_Supplied entries_
______

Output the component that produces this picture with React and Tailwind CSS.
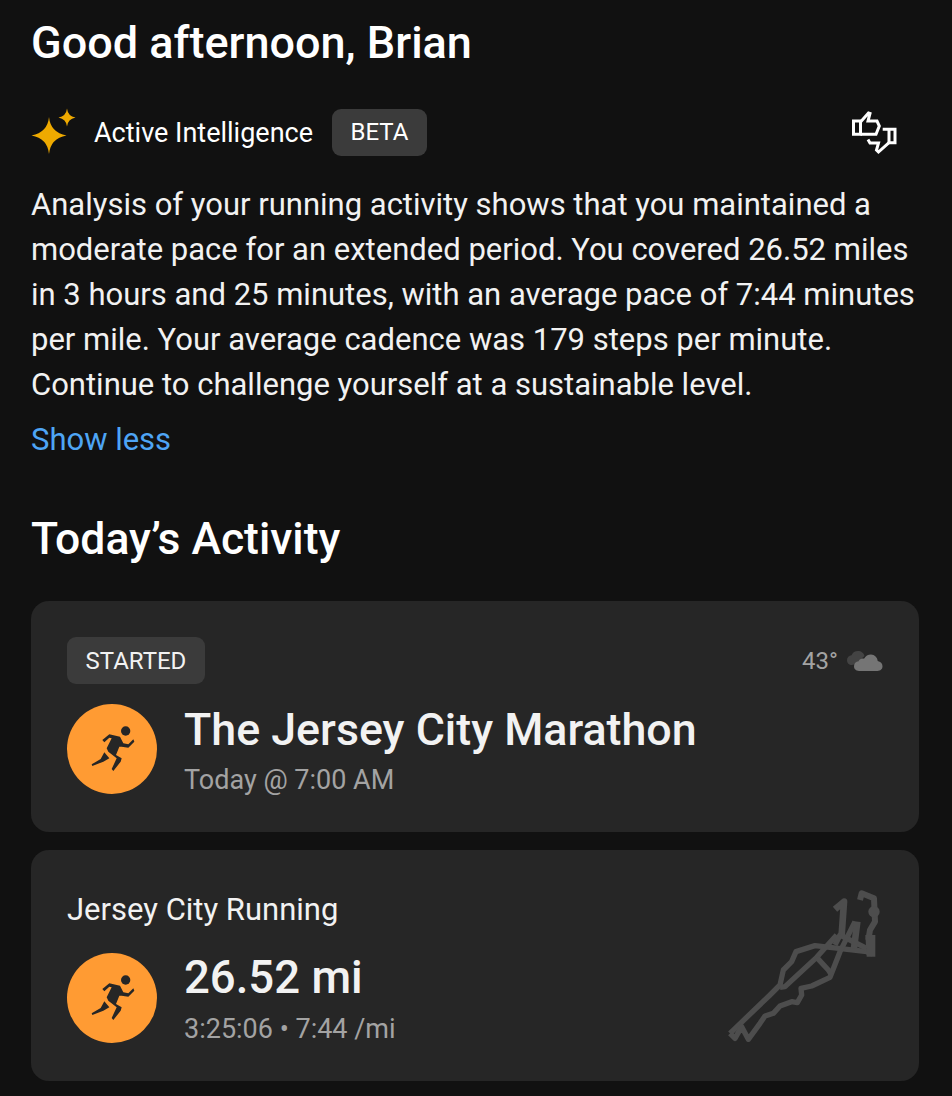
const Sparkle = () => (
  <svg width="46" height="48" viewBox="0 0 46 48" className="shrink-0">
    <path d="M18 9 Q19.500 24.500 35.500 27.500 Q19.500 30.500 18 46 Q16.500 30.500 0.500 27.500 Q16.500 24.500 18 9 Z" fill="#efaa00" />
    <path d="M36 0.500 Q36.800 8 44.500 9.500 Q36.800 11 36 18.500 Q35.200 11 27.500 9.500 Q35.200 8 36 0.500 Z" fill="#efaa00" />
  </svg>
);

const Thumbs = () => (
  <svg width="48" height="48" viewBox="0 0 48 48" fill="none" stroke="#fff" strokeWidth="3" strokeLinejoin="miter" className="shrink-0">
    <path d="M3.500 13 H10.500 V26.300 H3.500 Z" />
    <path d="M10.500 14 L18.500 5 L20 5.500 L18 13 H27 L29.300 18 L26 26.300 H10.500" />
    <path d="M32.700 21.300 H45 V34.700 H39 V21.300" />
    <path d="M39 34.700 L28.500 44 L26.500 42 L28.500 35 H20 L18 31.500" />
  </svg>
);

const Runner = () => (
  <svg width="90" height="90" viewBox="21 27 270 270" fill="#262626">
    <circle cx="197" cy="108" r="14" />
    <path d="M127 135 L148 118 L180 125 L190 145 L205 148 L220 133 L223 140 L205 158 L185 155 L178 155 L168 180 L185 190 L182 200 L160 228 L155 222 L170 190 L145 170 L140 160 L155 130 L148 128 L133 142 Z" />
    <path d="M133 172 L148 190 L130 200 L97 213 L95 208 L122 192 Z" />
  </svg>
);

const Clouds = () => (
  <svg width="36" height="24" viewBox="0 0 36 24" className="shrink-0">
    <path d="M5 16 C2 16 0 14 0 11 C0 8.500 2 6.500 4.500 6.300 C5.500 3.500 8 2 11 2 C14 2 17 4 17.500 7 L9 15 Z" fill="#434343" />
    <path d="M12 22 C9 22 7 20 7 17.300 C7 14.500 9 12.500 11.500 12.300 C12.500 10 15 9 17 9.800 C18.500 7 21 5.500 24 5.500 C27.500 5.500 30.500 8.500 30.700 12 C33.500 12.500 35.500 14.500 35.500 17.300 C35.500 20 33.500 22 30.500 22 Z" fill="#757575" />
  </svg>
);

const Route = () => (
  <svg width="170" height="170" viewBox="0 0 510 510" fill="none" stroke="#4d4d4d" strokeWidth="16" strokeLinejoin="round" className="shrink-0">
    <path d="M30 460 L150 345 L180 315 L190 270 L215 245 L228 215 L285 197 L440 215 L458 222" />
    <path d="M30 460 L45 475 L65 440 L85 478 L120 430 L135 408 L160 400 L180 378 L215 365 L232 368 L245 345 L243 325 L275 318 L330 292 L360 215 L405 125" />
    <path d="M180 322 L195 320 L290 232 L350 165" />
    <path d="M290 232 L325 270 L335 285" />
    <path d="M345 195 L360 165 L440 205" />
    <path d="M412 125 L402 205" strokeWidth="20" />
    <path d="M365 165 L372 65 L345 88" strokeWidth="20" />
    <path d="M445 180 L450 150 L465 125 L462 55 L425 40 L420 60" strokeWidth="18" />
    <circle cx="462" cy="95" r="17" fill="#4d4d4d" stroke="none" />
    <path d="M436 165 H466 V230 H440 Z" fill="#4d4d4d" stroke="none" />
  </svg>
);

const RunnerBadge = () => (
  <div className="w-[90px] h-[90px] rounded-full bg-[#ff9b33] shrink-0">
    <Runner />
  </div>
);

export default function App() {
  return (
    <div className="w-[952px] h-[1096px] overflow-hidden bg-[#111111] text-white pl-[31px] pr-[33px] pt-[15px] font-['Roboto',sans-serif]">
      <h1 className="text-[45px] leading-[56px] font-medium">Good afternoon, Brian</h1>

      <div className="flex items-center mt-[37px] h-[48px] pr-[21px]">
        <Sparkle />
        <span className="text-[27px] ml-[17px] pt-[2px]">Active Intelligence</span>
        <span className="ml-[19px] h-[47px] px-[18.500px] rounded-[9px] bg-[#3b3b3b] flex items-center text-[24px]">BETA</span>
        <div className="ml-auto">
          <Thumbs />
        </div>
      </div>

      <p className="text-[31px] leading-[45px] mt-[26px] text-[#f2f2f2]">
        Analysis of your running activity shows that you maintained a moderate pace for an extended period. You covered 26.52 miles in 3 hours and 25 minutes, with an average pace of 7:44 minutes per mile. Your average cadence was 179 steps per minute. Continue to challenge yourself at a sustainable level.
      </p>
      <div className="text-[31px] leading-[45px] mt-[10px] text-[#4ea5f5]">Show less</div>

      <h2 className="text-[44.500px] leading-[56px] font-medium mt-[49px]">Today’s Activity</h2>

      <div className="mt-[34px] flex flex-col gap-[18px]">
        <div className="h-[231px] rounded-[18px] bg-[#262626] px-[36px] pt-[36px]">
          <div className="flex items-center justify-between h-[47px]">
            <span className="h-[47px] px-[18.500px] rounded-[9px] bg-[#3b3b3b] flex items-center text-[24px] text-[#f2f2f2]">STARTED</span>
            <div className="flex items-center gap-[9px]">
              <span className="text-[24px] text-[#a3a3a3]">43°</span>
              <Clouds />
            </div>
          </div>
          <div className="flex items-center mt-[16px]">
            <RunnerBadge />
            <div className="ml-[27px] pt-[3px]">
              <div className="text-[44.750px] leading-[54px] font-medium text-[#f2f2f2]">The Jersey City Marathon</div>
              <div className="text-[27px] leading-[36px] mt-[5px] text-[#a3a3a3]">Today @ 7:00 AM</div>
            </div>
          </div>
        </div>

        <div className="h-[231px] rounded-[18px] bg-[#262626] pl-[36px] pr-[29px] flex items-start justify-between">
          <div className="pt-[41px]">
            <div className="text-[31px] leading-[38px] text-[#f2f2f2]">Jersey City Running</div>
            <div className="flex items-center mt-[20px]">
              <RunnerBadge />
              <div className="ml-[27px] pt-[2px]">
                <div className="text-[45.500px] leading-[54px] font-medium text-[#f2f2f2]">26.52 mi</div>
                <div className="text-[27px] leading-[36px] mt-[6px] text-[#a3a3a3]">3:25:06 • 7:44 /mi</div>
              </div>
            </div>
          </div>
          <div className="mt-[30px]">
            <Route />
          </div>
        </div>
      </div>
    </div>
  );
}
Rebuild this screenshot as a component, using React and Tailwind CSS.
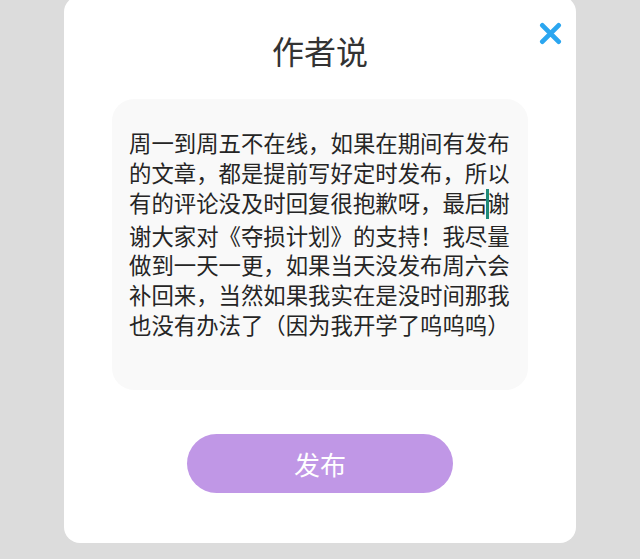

______

_Stated problem_
All of the data needs repeating exactly, but the pictures do not.

_Correct response_
Output the component that produces this picture with React and Tailwind CSS.
const Sparkle = () => (
  <svg width="46" height="48" viewBox="0 0 46 48" className="shrink-0">
    <path d="M18 9 Q19.500 24.500 35.500 27.500 Q19.500 30.500 18 46 Q16.500 30.500 0.500 27.500 Q16.500 24.500 18 9 Z" fill="#efaa00" />
    <path d="M36 0.500 Q36.800 8 44.500 9.500 Q36.800 11 36 18.500 Q35.200 11 27.500 9.500 Q35.200 8 36 0.500 Z" fill="#efaa00" />
  </svg>
);

const Thumbs = () => (
  <svg width="48" height="48" viewBox="0 0 48 48" fill="none" stroke="#fff" strokeWidth="3" strokeLinejoin="miter" className="shrink-0">
    <path d="M3.500 13 H10.500 V26.300 H3.500 Z" />
    <path d="M10.500 14 L18.500 5 L20 5.500 L18 13 H27 L29.300 18 L26 26.300 H10.500" />
    <path d="M32.700 21.300 H45 V34.700 H39 V21.300" />
    <path d="M39 34.700 L28.500 44 L26.500 42 L28.500 35 H20 L18 31.500" />
  </svg>
);

const Runner = () => (
  <svg width="90" height="90" viewBox="21 27 270 270" fill="#262626">
    <circle cx="197" cy="108" r="14" />
    <path d="M127 135 L148 118 L180 125 L190 145 L205 148 L220 133 L223 140 L205 158 L185 155 L178 155 L168 180 L185 190 L182 200 L160 228 L155 222 L170 190 L145 170 L140 160 L155 130 L148 128 L133 142 Z" />
    <path d="M133 172 L148 190 L130 200 L97 213 L95 208 L122 192 Z" />
  </svg>
);

const Clouds = () => (
  <svg width="36" height="24" viewBox="0 0 36 24" className="shrink-0">
    <path d="M5 16 C2 16 0 14 0 11 C0 8.500 2 6.500 4.500 6.300 C5.500 3.500 8 2 11 2 C14 2 17 4 17.500 7 L9 15 Z" fill="#434343" />
    <path d="M12 22 C9 22 7 20 7 17.300 C7 14.500 9 12.500 11.500 12.300 C12.500 10 15 9 17 9.800 C18.500 7 21 5.500 24 5.500 C27.500 5.500 30.500 8.500 30.700 12 C33.500 12.500 35.500 14.500 35.500 17.300 C35.500 20 33.500 22 30.500 22 Z" fill="#757575" />
  </svg>
);

const Route = () => (
  <svg width="170" height="170" viewBox="0 0 510 510" fill="none" stroke="#4d4d4d" strokeWidth="16" strokeLinejoin="round" className="shrink-0">
    <path d="M30 460 L150 345 L180 315 L190 270 L215 245 L228 215 L285 197 L440 215 L458 222" />
    <path d="M30 460 L45 475 L65 440 L85 478 L120 430 L135 408 L160 400 L180 378 L215 365 L232 368 L245 345 L243 325 L275 318 L330 292 L360 215 L405 125" />
    <path d="M180 322 L195 320 L290 232 L350 165" />
    <path d="M290 232 L325 270 L335 285" />
    <path d="M345 195 L360 165 L440 205" />
    <path d="M412 125 L402 205" strokeWidth="20" />
    <path d="M365 165 L372 65 L345 88" strokeWidth="20" />
    <path d="M445 180 L450 150 L465 125 L462 55 L425 40 L420 60" strokeWidth="18" />
    <circle cx="462" cy="95" r="17" fill="#4d4d4d" stroke="none" />
    <path d="M436 165 H466 V230 H440 Z" fill="#4d4d4d" stroke="none" />
  </svg>
);

const RunnerBadge = () => (
  <div className="w-[90px] h-[90px] rounded-full bg-[#ff9b33] shrink-0">
    <Runner />
  </div>
);

export default function App() {
  return (
    <div className="w-[952px] h-[1096px] overflow-hidden bg-[#111111] text-white pl-[31px] pr-[33px] pt-[15px] font-['Roboto',sans-serif]">
      <h1 className="text-[45px] leading-[56px] font-medium">Good afternoon, Brian</h1>

      <div className="flex items-center mt-[37px] h-[48px] pr-[21px]">
        <Sparkle />
        <span className="text-[27px] ml-[17px] pt-[2px]">Active Intelligence</span>
        <span className="ml-[19px] h-[47px] px-[18.500px] rounded-[9px] bg-[#3b3b3b] flex items-center text-[24px]">BETA</span>
        <div className="ml-auto">
          <Thumbs />
        </div>
      </div>

      <p className="text-[31px] leading-[45px] mt-[26px] text-[#f2f2f2]">
        Analysis of your running activity shows that you maintained a moderate pace for an extended period. You covered 26.52 miles in 3 hours and 25 minutes, with an average pace of 7:44 minutes per mile. Your average cadence was 179 steps per minute. Continue to challenge yourself at a sustainable level.
      </p>
      <div className="text-[31px] leading-[45px] mt-[10px] text-[#4ea5f5]">Show less</div>

      <h2 className="text-[44.500px] leading-[56px] font-medium mt-[49px]">Today’s Activity</h2>

      <div className="mt-[34px] flex flex-col gap-[18px]">
        <div className="h-[231px] rounded-[18px] bg-[#262626] px-[36px] pt-[36px]">
          <div className="flex items-center justify-between h-[47px]">
            <span className="h-[47px] px-[18.500px] rounded-[9px] bg-[#3b3b3b] flex items-center text-[24px] text-[#f2f2f2]">STARTED</span>
            <div className="flex items-center gap-[9px]">
              <span className="text-[24px] text-[#a3a3a3]">43°</span>
              <Clouds />
            </div>
          </div>
          <div className="flex items-center mt-[16px]">
            <RunnerBadge />
            <div className="ml-[27px] pt-[3px]">
              <div className="text-[44.750px] leading-[54px] font-medium text-[#f2f2f2]">The Jersey City Marathon</div>
              <div className="text-[27px] leading-[36px] mt-[5px] text-[#a3a3a3]">Today @ 7:00 AM</div>
            </div>
          </div>
        </div>

        <div className="h-[231px] rounded-[18px] bg-[#262626] pl-[36px] pr-[29px] flex items-start justify-between">
          <div className="pt-[41px]">
            <div className="text-[31px] leading-[38px] text-[#f2f2f2]">Jersey City Running</div>
            <div className="flex items-center mt-[20px]">
              <RunnerBadge />
              <div className="ml-[27px] pt-[2px]">
                <div className="text-[45.500px] leading-[54px] font-medium text-[#f2f2f2]">26.52 mi</div>
                <div className="text-[27px] leading-[36px] mt-[6px] text-[#a3a3a3]">3:25:06 • 7:44 /mi</div>
              </div>
            </div>
          </div>
          <div className="mt-[30px]">
            <Route />
          </div>
        </div>
      </div>
    </div>
  );
}
Rebuild this screenshot as a component, using React and Tailwind CSS.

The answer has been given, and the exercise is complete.